WHAT, THOSE PEOPLE USE THE INTERNET TOO?
Michael C. Moynihan, formerly of Reason (the magazine, not the capacity for consciously making sense of things, obviously), goes blar har over the latest political correctness:
His buddies concur: "Good grief. How about 'might not contain the same views as yours. Go ahead and listen; stretch your personal envelope,'" "What, did someone in the program use a gender-specific pronoun or something?" etc.
You may recall that Buckley was a full-throated segregationist and white supremacist:
He didn’t stop there. In 1957, Buckley wrote National Review’s most infamous editorial, entitled “Why the South Must Prevail.” Is the white community in the South, he asked, “entitled to take such measures as are necessary to prevail, politically and culturally, in areas in which it does not predominate numerically?” His answer was crystal clear: “The sobering answer is Yes—the White community is so entitled because for the time being, it is the advanced race.” Buckley cited unfounded statistics demonstrating the superiority of white over black, and concluded that, “it is more important for any community, anywhere in the world, to affirm and live by civilized standards, than to bow to the demands of the numerical majority.” He added definitively: “the claims of civilization supersede those of universal suffrage.”
And this is from the WNYC broadcast descriptor:
During the question period [Buckley] endorses the concept of a "white backlash" if it means repudiating the views of such black leaders as Adam Clayton Powell Jr. and Bayard Rustin.
Maybe these are the kind of sentiments that WNYC wanted to warn visitors about. Do these guys really think it's a bad thing if the website thinks some black kid might like a simple heads-up before opening a file from an advocate of "white backlash"? Probably -- I expect they think the Pure Food and Drug Act was a big statist nuisance too, depriving consumers of the freedom to discover poison in their food by eating it.
I'm not crazy about trigger warnings and other sissy evasions of rough and tumble public discourse, but if someone wants to warn Jews that Hitler's about to make his big pitch, or warn blacks that William F. Buckley is about to speak, I count that as elementary good manners.

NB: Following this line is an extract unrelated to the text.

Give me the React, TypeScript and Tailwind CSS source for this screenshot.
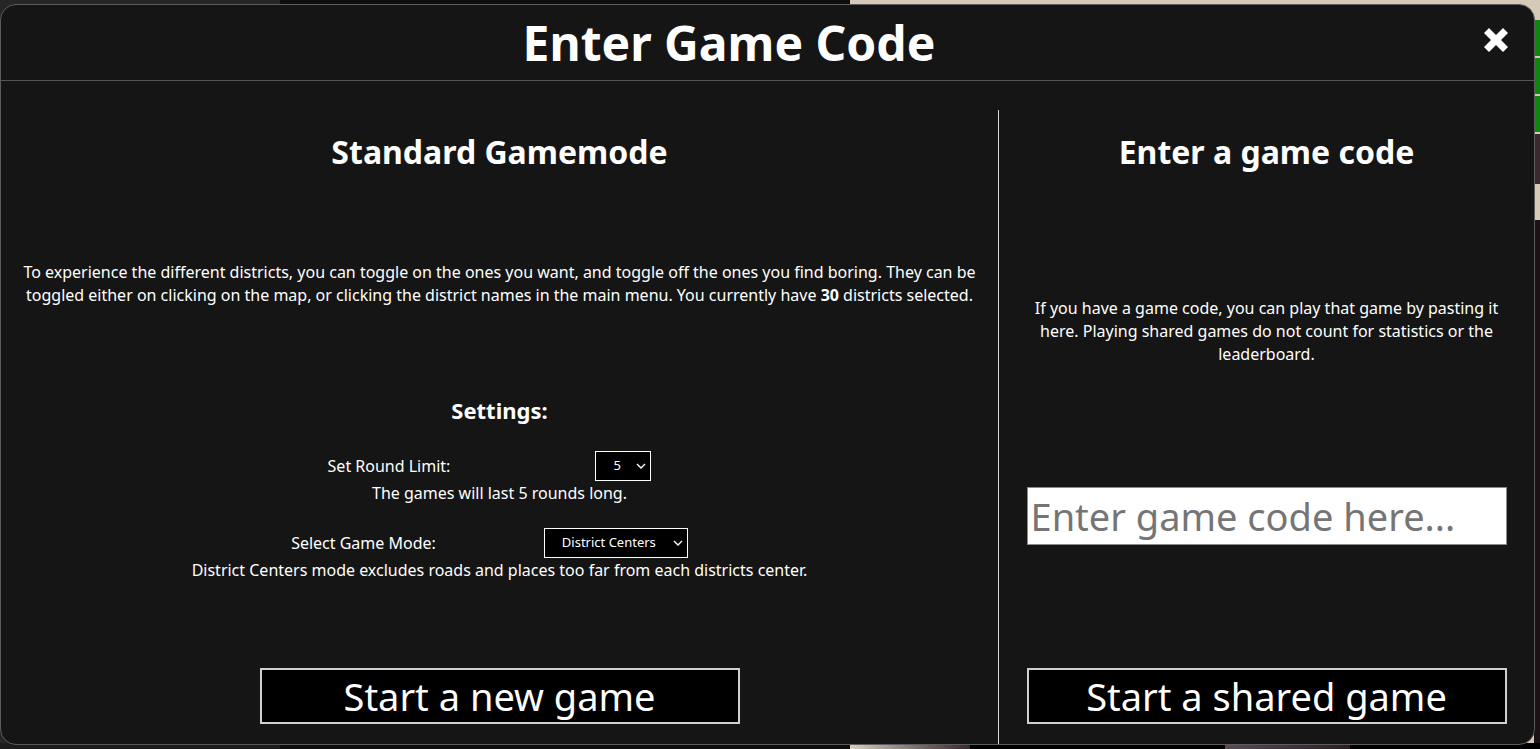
import React from "react";

function Chevron() {
  return (
    <svg width="10" height="6" viewBox="0 0 10 6" className="absolute right-[5px] top-1/2 -translate-y-1/2 pointer-events-none">
      <path d="M1 1 L5 5 L9 1" fill="none" stroke="white" strokeWidth="1.4" />
    </svg>
  );
}

export default function App() {
  return (
    <div
      className="relative w-[1540px] h-[749px] overflow-hidden bg-[#111111]"
      style={{ fontFamily: '"Noto Sans", "Open Sans", sans-serif' }}
    >
      {/* background page glimpses */}
      <div className="absolute inset-0 flex">
        <div className="w-[280px] h-full bg-[#262626]" />
        <div className="w-[570px] h-full bg-[#0e0e0e]" />
        <div className="flex-1 h-full bg-[#d5cab8]" />
      </div>
      <div className="absolute right-0 top-[20px] w-[6px] h-[200px] flex flex-col gap-[2px]">
        <div className="h-[36px] bg-[#0a8a0a]" />
        <div className="h-[36px] bg-[#0a8a0a]" />
        <div className="h-[36px] bg-[#0a8a0a]" />
        <div className="h-[50px] bg-[#3a2a30]" />
      </div>
      <div className="absolute right-0 top-[220px] w-[6px] h-[529px] bg-[#1a1214]" />
      <div className="absolute left-0 bottom-0 w-full h-[6px] flex">
        <div className="w-[280px] bg-[#1c1c1c]" />
        <div className="w-[570px] bg-[#0d0d0d]" />
        <div className="w-[120px] bg-gradient-to-r from-[#d9cfbd] to-[#3a2a30]" />
        <div className="w-[255px] bg-black" />
        <div className="w-[125px] bg-gradient-to-r from-[#5a4a55] to-[#2a1f25]" />
        <div className="flex-1 bg-black" />
      </div>

      {/* modal */}
      <div className="absolute left-0 top-[4px] w-[1535px] h-[741px] bg-[#151515] border border-[#5c5c5c] rounded-[16px] flex flex-col text-white">
        <div className="relative h-[76px] shrink-0 border-b border-[#555555] flex items-center justify-center pr-[77px]">
          <h1 className="text-[48px] font-bold leading-none text-white mt-[1px]">Enter Game Code</h1>
          <button className="absolute right-[22px] top-[19px] w-[32px] h-[32px]">
            <svg width="32" height="32" viewBox="0 0 32 32">
              <path d="M4 9 L9 4 L16 11 L23 4 L28 9 L21 16 L28 23 L23 28 L16 21 L9 28 L4 23 L11 16 Z" fill="white" />
            </svg>
          </button>
        </div>

        <div className="flex flex-1 pt-[29px]">
          {/* left column */}
          <div className="w-[997px] shrink-0 flex flex-col items-center">
            <h2 className="mt-[20px] text-[32px] font-bold leading-[44px]">Standard Gamemode</h2>
            <p className="mt-[87px] text-[16px] leading-[23px] text-center px-[20px]">
              To experience the different districts, you can toggle on the ones you want, and toggle off the ones you find boring. They can be
              <br />
              toggled either on clicking on the map, or clicking the district names in the main menu. You currently have <b>30</b> districts selected.
            </p>
            <h3 className="mt-[88px] text-[22px] font-bold leading-[30px]">Settings:</h3>
            <div className="mt-[26px] flex items-center pr-[20px] h-[30px]">
              <span className="text-[16px]">Set Round Limit:</span>
              <div className="relative ml-[145px]">
                <select className="appearance-none w-[56px] h-[30px] bg-black border border-white text-white text-[13px] pl-[17px]">
                  <option>5</option>
                </select>
                <Chevron />
              </div>
            </div>
            <p className="mt-[1px] text-[16px] leading-[23px]">The games will last 5 rounds long.</p>
            <div className="mt-[23px] flex items-center pr-[20px] h-[30px]">
              <span className="text-[16px]">Select Game Mode:</span>
              <div className="relative ml-[108px]">
                <select className="appearance-none w-[144px] h-[30px] bg-black border border-white text-white text-[13px] pl-[17px]">
                  <option>District Centers</option>
                </select>
                <Chevron />
              </div>
            </div>
            <p className="mt-[1px] text-[16px] leading-[23px]">District Centers mode excludes roads and places too far from each districts center.</p>
            <button className="mt-[86px] w-[480px] h-[56px] bg-black border-2 border-[#cfcfcf] text-[38px] leading-none text-white">
              Start a new game
            </button>
          </div>

          {/* right column */}
          <div className="flex-1 border-l border-[#d8d8d8] flex flex-col items-center">
            <h2 className="mt-[20px] text-[32px] font-bold leading-[44px]">Enter a game code</h2>
            <p className="mt-[123px] w-[480px] text-[16px] leading-[23px] text-center">
              If you have a game code, you can play that game by pasting it here. Playing shared games do not count for statistics or the leaderboard.
            </p>
            <input
              className="mt-[121px] w-[480px] h-[58px] bg-white border border-[#8a8a8a] text-[38px] text-black px-[3px] placeholder:text-[#757575] outline-none"
              placeholder="Enter game code here..."
            />
            <button className="mt-[123px] w-[480px] h-[56px] bg-black border-2 border-[#cfcfcf] text-[38px] leading-none text-white">
              Start a shared game
            </button>
          </div>
        </div>
      </div>
    </div>
  );
}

UPDATE. In comments, Maclean's cultural critic Jaime Weinman reminds us of the trigger-warnings-avant-la-lettre that have appeared before old cartoons that feature pickaninnies and whatnot for many years now:
I'm pretty reflexively anti-PC (or anti-anti-anti-PC?) but I also think the most important thing above all is to keep stuff available and uncut, whether it's a cartoon or a radio interview. And I don't think people realize that the choice is between sending this stuff out in public with a warning and not sending it out at all.
"No longer politically or socially appropriate" is awkward phrasing, I admit, but then Warner Brothers' first try at a content warning for cartoons had Whoopi Goldberg walking out to warn us. They replaced this with a disclaimer card. It's a work in progress.

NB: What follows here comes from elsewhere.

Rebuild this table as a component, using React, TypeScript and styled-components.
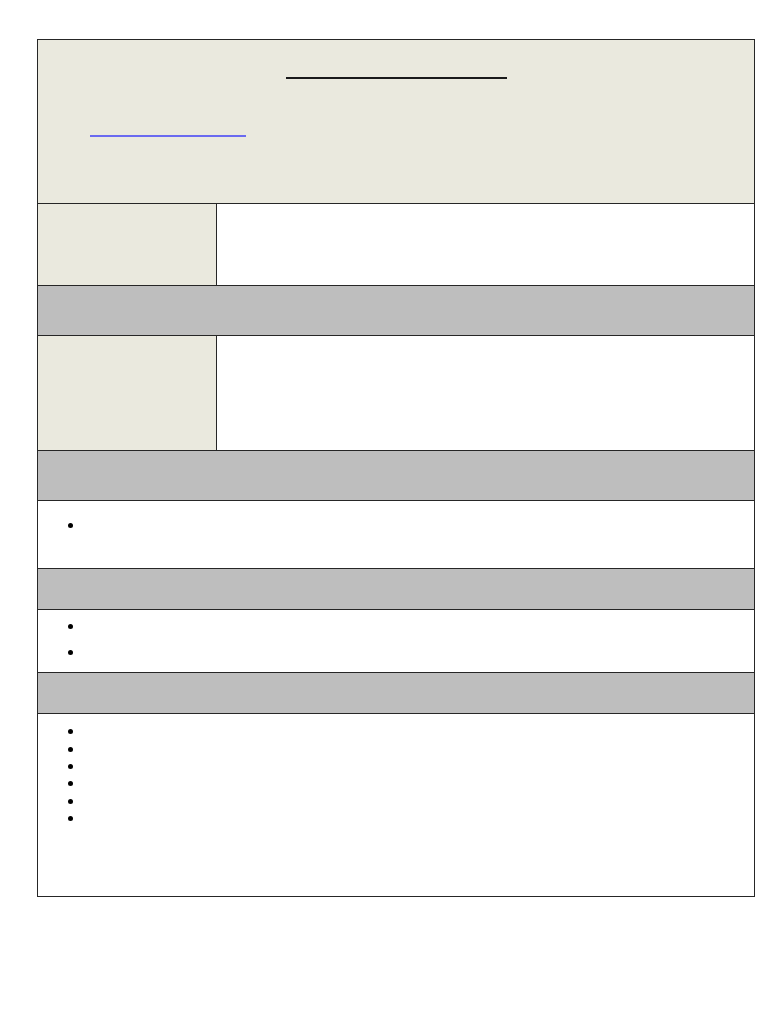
import { FC } from "react";
import styled, { createGlobalStyle } from "styled-components";

const GlobalStyle = createGlobalStyle`
  html, body {
    margin: 0;
    padding: 0;
    background: #ffffff;
    font-family: "Liberation Serif", "Times New Roman", serif;
  }
`;

const Page = styled.div`
  padding: 39px 0 40px 37px;
`;

const Sheet = styled.div`
  width: 718px;
  box-sizing: border-box;
  border: 1px solid #262626;
  display: flex;
  flex-direction: column;
`;

const Header = styled.div`
  height: 164px;
  box-sizing: border-box;
  background: #eae9de;
  border-bottom: 1px solid #262626;
  display: flex;
  flex-direction: column;
  padding: 37px 0 0 52px;
`;

const Title = styled.span`
  align-self: center;
  margin-left: -52px;
  width: 221px;
  height: 2px;
  background: #1a1a1a;
`;

const Link = styled.a`
  display: block;
  margin-top: 56px;
  width: 156px;
  height: 2px;
  background: #6a6af0;
`;

const Row = styled.div<{ h: number }>`
  height: ${(p) => p.h}px;
  display: flex;
  border-bottom: 1px solid #262626;
`;

const LabelCell = styled.div`
  width: 178px;
  background: #eae9de;
  border-right: 1px solid #262626;
`;

const ValueCell = styled.div`
  flex: 1;
  background: #ffffff;
`;

const Band = styled.div<{ h: number }>`
  height: ${(p) => p.h}px;
  background: #bebebe;
  border-bottom: 1px solid #262626;
`;

const Section = styled.div<{ h: number; last?: boolean }>`
  height: ${(p) => p.h}px;
  background: #ffffff;
  border-bottom: ${(p) => (p.last ? "none" : "1px solid #262626")};
`;

const List = styled.ul<{ top: number; gap: number }>`
  margin: 0;
  padding: ${(p) => p.top}px 0 0 30px;
  list-style: none;
  display: flex;
  flex-direction: column;
  gap: ${(p) => p.gap}px;
`;

const Item = styled.li<{ h: number }>`
  height: ${(p) => p.h}px;
  display: flex;
  align-items: center;

  &::before {
    content: "";
    width: 5px;
    height: 5px;
    border-radius: 50%;
    background: #000000;
  }
`;

const Bullets: FC<{ count: number; top: number; gap: number; h: number }> = ({
  count,
  top,
  gap,
  h,
}) => (
  <List top={top} gap={gap}>
    {Array.from({ length: count }).map((_, i) => (
      <Item key={i} h={h} />
    ))}
  </List>
);

export default function App() {
  return (
    <>
      <GlobalStyle />
      <Page>
        <Sheet>
          <Header>
            <Title />
            <Link href="#" />
          </Header>

          <Row h={81}>
            <LabelCell />
            <ValueCell />
          </Row>
          <Band h={49} />

          <Row h={114}>
            <LabelCell />
            <ValueCell />
          </Row>
          <Band h={49} />

          <Section h={67}>
            <Bullets count={1} top={14} gap={0} h={20} />
          </Section>
          <Band h={40} />

          <Section h={62}>
            <Bullets count={2} top={6} gap={6} h={20} />
          </Section>
          <Band h={40} />

          <Section h={182} last>
            <Bullets count={6} top={9} gap={0} h={17.4} />
          </Section>
        </Sheet>
      </Page>
    </>
  );
}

I can understand how the degradation of black people might be something some viewers (including black people) would want to avoid; I can also understand why some viewers would want to see the cartoons as they were meant to be presented, not shot full of censor-holes. (I should mention that syndicates also cut non-racial things out of cartoons, like Porky and Daffy's iron lung gag.) The warning seems a reasonable accommodation, but I can also understand how that lets libertarians out.